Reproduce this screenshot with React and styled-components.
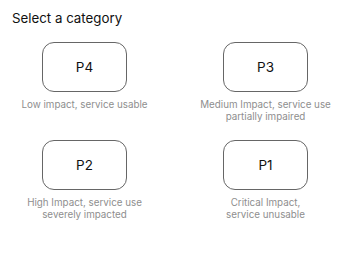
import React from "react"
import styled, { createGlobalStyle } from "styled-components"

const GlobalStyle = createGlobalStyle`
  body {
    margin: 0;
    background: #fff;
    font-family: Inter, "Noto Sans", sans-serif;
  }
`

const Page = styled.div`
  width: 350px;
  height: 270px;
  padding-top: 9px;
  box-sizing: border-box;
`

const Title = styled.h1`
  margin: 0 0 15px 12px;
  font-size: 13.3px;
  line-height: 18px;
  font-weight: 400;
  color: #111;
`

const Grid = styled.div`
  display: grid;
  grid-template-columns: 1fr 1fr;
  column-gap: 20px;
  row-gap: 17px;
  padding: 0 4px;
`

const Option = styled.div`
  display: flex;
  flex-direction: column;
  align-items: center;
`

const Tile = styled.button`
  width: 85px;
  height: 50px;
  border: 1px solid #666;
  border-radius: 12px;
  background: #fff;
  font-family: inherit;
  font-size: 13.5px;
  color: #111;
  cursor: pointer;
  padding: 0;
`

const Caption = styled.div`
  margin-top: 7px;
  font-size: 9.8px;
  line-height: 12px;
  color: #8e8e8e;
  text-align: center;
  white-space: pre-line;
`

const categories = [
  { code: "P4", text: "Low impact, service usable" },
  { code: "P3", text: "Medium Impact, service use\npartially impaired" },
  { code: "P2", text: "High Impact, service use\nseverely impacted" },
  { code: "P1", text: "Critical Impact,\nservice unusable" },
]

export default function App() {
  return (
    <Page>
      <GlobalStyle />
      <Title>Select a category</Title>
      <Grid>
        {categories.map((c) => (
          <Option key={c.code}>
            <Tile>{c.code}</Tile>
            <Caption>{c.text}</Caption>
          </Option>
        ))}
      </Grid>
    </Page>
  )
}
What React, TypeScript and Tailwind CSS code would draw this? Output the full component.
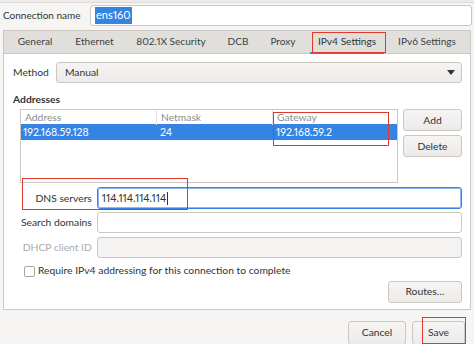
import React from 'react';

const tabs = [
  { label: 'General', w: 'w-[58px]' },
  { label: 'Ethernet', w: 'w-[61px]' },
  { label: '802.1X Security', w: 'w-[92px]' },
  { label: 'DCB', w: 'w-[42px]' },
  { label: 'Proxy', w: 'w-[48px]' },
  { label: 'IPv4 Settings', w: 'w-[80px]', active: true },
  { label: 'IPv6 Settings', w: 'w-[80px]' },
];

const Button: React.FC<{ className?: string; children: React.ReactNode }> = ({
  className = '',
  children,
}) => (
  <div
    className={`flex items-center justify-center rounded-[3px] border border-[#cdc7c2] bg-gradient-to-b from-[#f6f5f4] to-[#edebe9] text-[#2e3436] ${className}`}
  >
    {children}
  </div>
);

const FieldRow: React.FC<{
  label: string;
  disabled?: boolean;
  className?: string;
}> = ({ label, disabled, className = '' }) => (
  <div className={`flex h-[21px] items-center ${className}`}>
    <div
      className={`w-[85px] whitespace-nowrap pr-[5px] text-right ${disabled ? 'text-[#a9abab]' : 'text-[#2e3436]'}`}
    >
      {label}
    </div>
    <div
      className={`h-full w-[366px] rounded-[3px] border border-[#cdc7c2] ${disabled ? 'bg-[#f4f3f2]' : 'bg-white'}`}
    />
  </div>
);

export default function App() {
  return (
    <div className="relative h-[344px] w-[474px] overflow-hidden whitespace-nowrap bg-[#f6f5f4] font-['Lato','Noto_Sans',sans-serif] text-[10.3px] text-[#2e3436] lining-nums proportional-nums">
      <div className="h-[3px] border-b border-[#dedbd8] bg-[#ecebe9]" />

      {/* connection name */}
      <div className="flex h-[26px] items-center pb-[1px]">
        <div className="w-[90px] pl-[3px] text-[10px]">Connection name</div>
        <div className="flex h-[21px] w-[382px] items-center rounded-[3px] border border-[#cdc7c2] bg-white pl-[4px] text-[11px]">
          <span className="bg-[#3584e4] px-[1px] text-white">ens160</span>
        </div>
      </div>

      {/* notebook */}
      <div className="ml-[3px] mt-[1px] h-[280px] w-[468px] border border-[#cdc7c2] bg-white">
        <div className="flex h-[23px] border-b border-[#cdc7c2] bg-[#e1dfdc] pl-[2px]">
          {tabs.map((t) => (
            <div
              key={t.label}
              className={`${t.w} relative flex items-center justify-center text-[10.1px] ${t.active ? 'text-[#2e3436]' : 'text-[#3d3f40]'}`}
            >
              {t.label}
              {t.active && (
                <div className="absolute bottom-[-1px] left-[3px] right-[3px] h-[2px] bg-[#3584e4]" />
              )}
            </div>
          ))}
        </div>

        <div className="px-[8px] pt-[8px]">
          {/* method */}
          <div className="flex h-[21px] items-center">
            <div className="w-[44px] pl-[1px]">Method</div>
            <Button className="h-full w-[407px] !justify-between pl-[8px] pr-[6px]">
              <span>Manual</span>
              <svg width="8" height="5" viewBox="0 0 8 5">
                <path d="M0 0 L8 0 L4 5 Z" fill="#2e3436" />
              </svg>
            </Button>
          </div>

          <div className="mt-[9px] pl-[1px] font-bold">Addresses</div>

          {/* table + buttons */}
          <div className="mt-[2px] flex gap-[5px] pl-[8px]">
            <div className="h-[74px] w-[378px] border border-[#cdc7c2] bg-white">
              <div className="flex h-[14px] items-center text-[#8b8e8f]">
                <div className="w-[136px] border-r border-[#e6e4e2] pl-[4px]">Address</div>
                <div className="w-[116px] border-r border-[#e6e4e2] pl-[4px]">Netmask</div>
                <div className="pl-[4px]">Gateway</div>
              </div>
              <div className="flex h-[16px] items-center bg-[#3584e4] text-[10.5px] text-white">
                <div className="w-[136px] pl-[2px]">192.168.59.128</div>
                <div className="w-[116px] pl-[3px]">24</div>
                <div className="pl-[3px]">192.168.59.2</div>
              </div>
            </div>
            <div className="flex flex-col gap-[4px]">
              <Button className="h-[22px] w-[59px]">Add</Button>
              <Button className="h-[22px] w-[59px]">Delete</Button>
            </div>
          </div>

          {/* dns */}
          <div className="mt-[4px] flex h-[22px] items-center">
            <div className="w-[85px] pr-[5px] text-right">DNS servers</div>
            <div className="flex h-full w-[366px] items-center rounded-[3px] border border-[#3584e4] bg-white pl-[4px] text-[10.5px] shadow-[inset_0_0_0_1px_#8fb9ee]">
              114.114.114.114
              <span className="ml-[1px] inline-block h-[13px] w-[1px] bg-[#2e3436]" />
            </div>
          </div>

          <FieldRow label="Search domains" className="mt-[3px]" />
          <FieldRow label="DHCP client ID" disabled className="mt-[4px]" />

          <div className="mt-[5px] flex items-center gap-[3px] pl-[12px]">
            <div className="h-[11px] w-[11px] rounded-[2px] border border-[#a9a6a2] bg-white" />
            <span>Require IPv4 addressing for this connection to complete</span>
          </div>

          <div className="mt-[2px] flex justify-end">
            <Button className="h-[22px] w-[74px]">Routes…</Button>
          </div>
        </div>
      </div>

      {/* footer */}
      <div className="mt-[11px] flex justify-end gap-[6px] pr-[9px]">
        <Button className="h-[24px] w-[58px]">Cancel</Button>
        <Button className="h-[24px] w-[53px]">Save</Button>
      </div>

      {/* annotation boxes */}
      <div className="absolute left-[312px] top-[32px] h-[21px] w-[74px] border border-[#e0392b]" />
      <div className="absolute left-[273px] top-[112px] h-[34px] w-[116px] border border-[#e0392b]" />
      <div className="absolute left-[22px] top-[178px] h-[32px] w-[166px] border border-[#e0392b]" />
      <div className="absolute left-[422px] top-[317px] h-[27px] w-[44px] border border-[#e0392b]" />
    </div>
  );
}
· · · · ·
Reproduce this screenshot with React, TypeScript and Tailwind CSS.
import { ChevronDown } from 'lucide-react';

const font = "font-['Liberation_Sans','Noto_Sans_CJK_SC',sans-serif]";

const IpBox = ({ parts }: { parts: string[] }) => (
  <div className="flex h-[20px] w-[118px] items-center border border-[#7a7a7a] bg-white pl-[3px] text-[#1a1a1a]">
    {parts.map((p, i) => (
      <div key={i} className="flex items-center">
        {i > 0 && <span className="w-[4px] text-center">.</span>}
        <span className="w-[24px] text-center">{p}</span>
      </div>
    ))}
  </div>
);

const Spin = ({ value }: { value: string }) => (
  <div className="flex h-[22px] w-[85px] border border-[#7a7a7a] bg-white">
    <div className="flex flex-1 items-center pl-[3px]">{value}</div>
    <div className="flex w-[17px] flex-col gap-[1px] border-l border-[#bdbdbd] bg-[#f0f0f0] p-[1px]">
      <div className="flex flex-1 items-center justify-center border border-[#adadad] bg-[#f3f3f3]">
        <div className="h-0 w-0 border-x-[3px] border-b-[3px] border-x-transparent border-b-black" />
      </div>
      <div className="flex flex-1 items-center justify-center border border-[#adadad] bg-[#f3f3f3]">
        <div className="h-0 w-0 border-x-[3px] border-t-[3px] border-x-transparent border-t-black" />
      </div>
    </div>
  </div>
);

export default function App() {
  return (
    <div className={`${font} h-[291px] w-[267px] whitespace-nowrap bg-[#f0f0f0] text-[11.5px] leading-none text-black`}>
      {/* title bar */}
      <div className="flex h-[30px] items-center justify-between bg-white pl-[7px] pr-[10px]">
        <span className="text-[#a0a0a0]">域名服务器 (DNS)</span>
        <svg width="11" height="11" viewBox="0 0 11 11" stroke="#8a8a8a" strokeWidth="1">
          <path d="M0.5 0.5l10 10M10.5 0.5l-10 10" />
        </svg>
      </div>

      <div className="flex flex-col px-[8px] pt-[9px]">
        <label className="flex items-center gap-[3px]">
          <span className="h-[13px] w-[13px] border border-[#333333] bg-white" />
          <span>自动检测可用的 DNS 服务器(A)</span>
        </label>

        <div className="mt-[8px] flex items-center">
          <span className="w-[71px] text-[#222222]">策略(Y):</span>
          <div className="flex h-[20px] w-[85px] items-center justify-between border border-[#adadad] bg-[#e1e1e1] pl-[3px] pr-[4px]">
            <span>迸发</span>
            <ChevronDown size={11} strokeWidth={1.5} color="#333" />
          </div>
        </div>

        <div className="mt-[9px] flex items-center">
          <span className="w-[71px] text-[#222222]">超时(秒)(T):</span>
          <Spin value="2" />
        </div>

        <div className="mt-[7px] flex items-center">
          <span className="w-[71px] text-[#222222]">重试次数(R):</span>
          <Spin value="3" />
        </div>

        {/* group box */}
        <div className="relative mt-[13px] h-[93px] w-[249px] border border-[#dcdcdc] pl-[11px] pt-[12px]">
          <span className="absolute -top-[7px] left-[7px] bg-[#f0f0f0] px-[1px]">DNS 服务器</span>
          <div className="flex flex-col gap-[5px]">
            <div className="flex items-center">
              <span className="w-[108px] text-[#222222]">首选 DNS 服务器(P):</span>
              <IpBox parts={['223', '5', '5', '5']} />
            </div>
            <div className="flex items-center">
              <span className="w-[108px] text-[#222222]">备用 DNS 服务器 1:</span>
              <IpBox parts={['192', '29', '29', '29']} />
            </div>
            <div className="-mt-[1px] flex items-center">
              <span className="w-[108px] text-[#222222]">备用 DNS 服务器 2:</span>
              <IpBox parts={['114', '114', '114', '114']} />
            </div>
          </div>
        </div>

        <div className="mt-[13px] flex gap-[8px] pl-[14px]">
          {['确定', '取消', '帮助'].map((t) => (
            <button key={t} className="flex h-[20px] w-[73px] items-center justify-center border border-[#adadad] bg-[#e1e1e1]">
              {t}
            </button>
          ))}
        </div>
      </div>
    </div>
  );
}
· · · · ·
• GIVEN TASK
Provide only the count of lines in the data above that include the string "styled".

• FULL ANSWER
8